#### [The exercise]
Write out again, word for word, the lines below from the line that holds "Clone this screenshot" through the line that holds "const navItems = ['Discover', 'Hubs', 'Groups', 'Learn", omitting pictures.

#### [Task input]
○ ○ ○ ○

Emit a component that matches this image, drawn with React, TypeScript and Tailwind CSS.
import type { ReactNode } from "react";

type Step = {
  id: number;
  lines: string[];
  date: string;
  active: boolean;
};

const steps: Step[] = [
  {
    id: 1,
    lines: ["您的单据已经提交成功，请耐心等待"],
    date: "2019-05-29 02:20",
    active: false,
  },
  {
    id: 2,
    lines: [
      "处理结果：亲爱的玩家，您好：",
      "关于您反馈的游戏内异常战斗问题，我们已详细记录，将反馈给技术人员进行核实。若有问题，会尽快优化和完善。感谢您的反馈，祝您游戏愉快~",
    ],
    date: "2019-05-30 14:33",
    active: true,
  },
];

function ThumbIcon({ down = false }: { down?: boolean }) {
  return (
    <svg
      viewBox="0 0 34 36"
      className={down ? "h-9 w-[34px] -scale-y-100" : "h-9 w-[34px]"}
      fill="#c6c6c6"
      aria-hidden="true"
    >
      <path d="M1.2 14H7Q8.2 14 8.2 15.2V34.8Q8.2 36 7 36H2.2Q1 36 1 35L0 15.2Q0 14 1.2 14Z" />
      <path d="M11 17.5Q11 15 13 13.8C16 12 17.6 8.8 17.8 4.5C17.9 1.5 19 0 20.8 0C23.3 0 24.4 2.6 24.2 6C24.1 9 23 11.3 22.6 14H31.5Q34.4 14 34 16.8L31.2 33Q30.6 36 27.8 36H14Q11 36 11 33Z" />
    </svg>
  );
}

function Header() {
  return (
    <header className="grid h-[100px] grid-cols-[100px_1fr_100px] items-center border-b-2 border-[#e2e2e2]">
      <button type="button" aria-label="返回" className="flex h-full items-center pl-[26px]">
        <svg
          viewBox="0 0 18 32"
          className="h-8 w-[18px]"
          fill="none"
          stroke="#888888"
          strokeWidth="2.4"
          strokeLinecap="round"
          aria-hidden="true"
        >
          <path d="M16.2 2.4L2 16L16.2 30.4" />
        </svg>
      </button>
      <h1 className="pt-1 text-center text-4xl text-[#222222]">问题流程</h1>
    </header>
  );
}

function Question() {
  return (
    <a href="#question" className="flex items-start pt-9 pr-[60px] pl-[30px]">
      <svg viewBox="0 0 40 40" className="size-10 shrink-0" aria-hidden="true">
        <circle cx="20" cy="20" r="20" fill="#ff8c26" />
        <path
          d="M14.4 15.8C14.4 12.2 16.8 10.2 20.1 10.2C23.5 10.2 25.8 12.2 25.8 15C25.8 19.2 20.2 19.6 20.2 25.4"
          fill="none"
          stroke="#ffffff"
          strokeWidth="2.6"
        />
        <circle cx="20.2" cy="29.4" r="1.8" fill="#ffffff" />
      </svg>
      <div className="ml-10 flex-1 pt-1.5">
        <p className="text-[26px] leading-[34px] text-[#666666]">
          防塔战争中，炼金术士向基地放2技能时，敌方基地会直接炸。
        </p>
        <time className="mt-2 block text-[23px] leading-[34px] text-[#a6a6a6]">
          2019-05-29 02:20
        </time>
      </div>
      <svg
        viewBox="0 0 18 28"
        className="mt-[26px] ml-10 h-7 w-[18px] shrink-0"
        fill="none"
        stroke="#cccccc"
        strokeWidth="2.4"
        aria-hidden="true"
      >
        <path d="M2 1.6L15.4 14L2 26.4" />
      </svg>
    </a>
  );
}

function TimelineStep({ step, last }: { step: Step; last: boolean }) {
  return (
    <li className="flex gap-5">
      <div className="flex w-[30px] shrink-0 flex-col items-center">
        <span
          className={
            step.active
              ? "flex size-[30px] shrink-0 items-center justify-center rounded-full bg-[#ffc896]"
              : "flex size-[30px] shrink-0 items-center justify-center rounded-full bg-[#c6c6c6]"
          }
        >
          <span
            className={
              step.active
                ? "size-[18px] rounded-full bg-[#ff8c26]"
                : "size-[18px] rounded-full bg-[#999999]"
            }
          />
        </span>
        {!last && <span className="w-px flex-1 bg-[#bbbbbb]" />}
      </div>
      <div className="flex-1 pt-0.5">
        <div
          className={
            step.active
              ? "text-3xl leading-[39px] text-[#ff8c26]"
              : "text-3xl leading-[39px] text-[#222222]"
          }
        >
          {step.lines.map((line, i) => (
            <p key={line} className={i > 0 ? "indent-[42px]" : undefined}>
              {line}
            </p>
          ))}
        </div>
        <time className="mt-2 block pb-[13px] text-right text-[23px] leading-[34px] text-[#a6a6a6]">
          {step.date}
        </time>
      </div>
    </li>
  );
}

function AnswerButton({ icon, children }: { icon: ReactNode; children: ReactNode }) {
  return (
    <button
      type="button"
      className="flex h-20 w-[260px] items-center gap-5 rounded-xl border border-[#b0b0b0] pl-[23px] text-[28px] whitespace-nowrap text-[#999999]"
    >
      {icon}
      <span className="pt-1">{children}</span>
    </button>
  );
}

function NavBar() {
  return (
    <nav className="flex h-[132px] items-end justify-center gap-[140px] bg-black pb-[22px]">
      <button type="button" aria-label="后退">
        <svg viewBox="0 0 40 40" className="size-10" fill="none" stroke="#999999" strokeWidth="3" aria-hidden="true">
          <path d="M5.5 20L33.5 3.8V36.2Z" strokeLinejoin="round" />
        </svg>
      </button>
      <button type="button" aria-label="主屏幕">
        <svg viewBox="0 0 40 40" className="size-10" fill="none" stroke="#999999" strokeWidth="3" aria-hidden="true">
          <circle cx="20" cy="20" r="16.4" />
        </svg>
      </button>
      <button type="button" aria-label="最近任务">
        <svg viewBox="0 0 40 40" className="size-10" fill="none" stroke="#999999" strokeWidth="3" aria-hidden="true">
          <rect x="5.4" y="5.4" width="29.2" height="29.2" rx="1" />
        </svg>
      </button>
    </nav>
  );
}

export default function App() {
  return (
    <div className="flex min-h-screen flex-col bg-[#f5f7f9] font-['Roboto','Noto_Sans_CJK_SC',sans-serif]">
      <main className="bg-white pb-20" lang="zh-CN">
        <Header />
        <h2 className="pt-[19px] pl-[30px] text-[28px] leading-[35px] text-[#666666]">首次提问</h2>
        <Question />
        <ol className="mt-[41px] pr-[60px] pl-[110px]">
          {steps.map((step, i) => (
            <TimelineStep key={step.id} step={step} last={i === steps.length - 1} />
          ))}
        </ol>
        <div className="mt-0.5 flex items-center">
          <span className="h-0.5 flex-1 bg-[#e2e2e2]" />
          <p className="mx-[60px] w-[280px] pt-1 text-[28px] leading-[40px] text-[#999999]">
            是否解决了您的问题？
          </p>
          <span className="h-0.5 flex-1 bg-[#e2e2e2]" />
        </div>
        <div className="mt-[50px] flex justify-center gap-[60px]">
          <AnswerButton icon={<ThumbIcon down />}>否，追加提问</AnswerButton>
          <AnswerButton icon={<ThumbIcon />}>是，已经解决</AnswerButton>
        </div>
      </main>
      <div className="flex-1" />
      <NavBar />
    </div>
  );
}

○ ○ ○ ○

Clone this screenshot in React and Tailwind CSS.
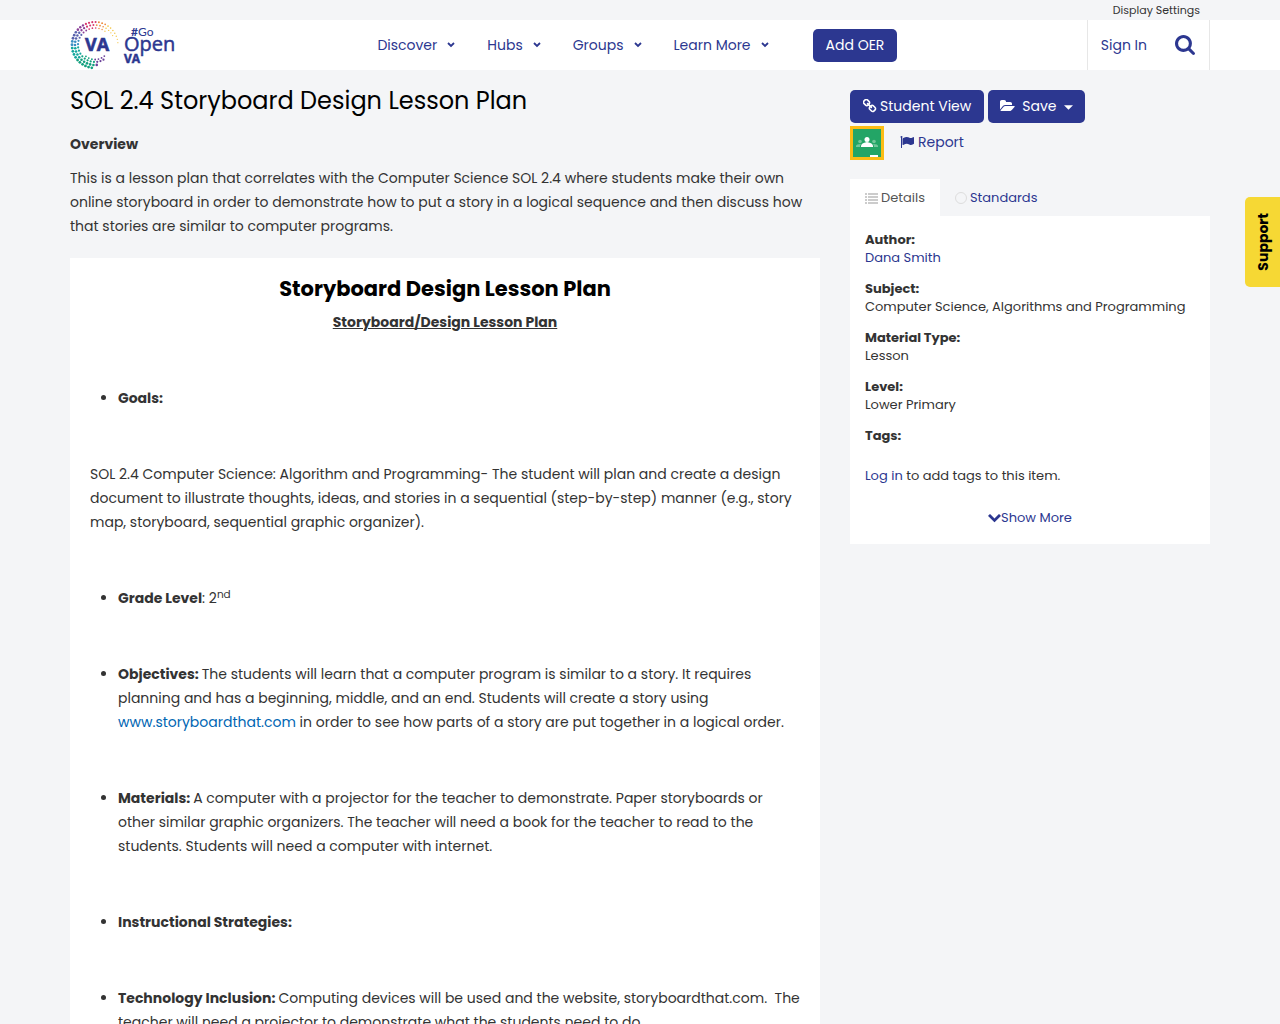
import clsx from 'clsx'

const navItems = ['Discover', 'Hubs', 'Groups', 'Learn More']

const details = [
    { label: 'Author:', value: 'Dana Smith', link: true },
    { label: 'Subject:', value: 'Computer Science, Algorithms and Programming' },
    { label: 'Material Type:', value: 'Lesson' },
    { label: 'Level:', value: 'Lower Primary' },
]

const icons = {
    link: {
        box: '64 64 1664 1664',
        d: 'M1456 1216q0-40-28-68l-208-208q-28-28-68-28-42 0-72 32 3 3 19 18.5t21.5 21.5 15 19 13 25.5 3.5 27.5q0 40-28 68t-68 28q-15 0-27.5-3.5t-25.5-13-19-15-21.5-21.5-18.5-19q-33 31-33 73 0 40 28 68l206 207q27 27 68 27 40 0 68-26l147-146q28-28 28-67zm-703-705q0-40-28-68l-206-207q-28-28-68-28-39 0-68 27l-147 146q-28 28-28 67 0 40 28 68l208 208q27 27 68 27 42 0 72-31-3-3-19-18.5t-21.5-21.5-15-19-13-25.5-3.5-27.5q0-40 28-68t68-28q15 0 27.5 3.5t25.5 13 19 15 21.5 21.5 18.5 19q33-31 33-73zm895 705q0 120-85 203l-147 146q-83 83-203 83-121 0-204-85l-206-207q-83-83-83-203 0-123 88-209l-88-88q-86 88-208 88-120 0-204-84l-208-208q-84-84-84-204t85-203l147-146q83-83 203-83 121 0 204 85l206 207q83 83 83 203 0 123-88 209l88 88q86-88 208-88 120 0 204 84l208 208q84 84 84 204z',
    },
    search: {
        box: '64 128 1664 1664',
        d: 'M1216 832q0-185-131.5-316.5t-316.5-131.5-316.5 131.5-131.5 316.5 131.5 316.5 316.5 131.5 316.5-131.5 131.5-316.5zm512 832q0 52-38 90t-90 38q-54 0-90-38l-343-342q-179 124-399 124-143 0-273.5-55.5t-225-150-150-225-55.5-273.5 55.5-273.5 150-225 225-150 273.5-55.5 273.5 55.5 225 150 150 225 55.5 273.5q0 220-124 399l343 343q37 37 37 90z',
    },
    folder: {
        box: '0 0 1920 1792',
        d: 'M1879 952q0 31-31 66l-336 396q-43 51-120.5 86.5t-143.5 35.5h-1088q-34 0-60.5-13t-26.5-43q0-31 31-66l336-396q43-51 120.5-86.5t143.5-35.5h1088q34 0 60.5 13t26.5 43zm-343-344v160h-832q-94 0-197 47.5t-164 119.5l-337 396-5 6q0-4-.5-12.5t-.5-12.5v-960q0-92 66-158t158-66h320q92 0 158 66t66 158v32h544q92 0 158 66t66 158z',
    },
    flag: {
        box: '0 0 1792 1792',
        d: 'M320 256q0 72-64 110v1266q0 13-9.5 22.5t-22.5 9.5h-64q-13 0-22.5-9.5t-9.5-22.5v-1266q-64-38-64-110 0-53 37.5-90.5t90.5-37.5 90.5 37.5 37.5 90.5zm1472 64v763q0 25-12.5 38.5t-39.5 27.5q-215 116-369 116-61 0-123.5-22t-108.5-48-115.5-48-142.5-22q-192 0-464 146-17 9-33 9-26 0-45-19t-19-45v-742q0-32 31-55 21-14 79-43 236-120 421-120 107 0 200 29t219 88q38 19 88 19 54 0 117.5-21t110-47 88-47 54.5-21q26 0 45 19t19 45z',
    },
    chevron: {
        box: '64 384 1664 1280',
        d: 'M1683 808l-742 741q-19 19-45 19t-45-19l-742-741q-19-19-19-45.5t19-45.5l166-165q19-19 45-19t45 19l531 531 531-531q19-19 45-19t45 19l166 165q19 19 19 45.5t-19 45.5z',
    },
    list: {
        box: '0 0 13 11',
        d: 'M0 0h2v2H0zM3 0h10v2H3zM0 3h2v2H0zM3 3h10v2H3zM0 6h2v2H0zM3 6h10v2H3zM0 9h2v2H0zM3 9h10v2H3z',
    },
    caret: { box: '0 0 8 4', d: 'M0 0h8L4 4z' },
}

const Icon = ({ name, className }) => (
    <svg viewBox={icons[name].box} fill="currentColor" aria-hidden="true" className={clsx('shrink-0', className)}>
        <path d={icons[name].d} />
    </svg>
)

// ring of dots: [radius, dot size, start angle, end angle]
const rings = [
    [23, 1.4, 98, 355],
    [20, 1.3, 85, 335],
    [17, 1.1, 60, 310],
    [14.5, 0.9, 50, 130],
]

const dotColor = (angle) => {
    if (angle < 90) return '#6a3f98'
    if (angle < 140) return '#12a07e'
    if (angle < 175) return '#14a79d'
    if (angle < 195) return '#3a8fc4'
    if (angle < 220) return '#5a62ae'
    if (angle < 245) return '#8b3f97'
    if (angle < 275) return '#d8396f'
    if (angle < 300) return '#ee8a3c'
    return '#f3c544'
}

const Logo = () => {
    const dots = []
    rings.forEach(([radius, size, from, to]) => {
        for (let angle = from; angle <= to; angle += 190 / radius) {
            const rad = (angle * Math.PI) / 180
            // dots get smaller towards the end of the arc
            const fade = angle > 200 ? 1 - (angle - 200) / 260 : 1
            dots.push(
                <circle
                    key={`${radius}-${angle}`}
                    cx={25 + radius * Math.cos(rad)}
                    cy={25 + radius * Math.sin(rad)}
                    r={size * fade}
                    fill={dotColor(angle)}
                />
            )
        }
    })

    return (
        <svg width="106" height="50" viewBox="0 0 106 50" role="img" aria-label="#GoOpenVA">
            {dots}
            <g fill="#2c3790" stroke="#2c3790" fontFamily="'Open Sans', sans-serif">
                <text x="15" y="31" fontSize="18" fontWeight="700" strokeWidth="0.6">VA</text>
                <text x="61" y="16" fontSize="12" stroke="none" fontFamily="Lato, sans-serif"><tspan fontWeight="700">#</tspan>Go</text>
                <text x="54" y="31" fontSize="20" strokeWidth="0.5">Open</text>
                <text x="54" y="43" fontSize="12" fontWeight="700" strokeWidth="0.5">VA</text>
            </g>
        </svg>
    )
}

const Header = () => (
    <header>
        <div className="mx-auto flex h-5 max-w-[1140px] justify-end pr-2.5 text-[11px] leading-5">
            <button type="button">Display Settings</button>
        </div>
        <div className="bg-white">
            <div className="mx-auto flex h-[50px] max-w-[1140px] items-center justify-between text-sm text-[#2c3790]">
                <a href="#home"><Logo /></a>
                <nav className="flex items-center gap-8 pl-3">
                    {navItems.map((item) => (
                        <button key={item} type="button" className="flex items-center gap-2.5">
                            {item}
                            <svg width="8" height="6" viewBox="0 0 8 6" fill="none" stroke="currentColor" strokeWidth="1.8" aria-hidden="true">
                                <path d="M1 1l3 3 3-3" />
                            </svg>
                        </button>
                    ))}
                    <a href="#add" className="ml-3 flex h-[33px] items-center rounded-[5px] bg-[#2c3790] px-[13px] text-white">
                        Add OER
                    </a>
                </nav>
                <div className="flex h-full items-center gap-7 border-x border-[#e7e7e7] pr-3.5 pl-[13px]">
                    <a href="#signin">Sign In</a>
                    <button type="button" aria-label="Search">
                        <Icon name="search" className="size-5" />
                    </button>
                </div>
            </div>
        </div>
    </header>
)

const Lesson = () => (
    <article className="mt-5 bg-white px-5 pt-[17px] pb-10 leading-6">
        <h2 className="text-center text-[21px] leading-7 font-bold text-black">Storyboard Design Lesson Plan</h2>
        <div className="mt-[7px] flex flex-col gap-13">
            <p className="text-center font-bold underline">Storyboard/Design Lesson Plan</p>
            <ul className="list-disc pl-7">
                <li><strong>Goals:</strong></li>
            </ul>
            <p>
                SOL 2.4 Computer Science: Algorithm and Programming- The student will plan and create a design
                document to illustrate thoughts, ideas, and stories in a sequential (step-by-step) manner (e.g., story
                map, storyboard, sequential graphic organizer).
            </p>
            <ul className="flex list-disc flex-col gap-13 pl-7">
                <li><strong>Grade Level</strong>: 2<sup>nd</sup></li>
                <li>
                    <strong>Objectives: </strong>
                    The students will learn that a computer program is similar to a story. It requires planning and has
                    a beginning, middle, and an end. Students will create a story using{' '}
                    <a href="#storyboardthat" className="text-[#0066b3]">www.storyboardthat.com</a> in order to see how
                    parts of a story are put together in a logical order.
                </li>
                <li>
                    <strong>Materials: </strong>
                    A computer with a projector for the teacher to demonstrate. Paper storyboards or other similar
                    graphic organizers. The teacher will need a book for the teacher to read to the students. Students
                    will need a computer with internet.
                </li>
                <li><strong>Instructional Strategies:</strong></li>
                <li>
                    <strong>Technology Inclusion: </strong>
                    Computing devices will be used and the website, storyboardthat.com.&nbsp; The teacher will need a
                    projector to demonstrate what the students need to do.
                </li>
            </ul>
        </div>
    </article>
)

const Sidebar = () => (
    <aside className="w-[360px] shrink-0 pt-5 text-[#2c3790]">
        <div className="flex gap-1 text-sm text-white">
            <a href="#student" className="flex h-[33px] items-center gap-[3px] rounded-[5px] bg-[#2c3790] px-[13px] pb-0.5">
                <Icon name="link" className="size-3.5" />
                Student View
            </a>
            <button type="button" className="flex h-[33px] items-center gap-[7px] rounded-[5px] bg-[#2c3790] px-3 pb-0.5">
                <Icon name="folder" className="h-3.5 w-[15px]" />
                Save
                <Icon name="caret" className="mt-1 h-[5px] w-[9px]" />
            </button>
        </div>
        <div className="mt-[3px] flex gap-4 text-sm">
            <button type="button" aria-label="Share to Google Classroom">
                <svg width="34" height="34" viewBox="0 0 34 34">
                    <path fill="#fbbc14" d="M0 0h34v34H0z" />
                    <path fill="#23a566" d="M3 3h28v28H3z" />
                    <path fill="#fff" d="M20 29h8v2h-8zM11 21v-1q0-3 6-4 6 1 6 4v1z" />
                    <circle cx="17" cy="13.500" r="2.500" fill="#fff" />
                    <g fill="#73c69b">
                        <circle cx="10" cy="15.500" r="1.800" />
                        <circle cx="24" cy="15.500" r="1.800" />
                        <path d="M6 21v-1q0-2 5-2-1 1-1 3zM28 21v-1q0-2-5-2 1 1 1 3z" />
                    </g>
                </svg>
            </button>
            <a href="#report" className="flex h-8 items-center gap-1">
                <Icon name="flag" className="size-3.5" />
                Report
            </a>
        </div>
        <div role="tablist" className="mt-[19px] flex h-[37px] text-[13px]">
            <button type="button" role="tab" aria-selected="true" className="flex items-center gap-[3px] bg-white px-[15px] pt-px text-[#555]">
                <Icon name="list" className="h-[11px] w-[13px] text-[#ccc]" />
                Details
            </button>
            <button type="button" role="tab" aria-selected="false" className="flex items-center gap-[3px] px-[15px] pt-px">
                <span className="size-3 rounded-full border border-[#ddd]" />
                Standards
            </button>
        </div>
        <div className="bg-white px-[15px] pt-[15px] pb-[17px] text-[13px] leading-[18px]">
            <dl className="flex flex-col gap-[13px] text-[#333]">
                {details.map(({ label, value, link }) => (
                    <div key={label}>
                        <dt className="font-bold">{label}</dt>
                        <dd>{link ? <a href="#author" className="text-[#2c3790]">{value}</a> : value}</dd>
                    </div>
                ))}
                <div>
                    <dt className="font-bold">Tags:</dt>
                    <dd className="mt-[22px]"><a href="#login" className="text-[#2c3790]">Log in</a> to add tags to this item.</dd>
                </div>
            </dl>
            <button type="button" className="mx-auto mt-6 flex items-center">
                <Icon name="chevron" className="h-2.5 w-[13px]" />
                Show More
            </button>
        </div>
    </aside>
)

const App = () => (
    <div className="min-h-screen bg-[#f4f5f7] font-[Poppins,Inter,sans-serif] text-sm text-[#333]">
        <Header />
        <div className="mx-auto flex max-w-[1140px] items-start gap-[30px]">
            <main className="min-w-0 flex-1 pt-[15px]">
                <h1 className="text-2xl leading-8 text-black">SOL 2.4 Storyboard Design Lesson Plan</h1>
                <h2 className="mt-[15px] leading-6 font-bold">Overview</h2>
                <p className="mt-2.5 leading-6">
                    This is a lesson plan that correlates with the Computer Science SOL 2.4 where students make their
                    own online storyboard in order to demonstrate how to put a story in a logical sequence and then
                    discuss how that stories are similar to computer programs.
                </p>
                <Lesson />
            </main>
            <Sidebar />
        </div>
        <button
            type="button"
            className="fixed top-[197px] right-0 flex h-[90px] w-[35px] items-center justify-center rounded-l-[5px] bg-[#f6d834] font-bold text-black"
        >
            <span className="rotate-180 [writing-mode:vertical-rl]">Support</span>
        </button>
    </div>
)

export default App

○ ○ ○ ○

#### [Problem solution]
Clone this screenshot in React and Tailwind CSS.
import clsx from 'clsx'

const navItems = ['Discover', 'Hubs', 'Groups', 'Learn More']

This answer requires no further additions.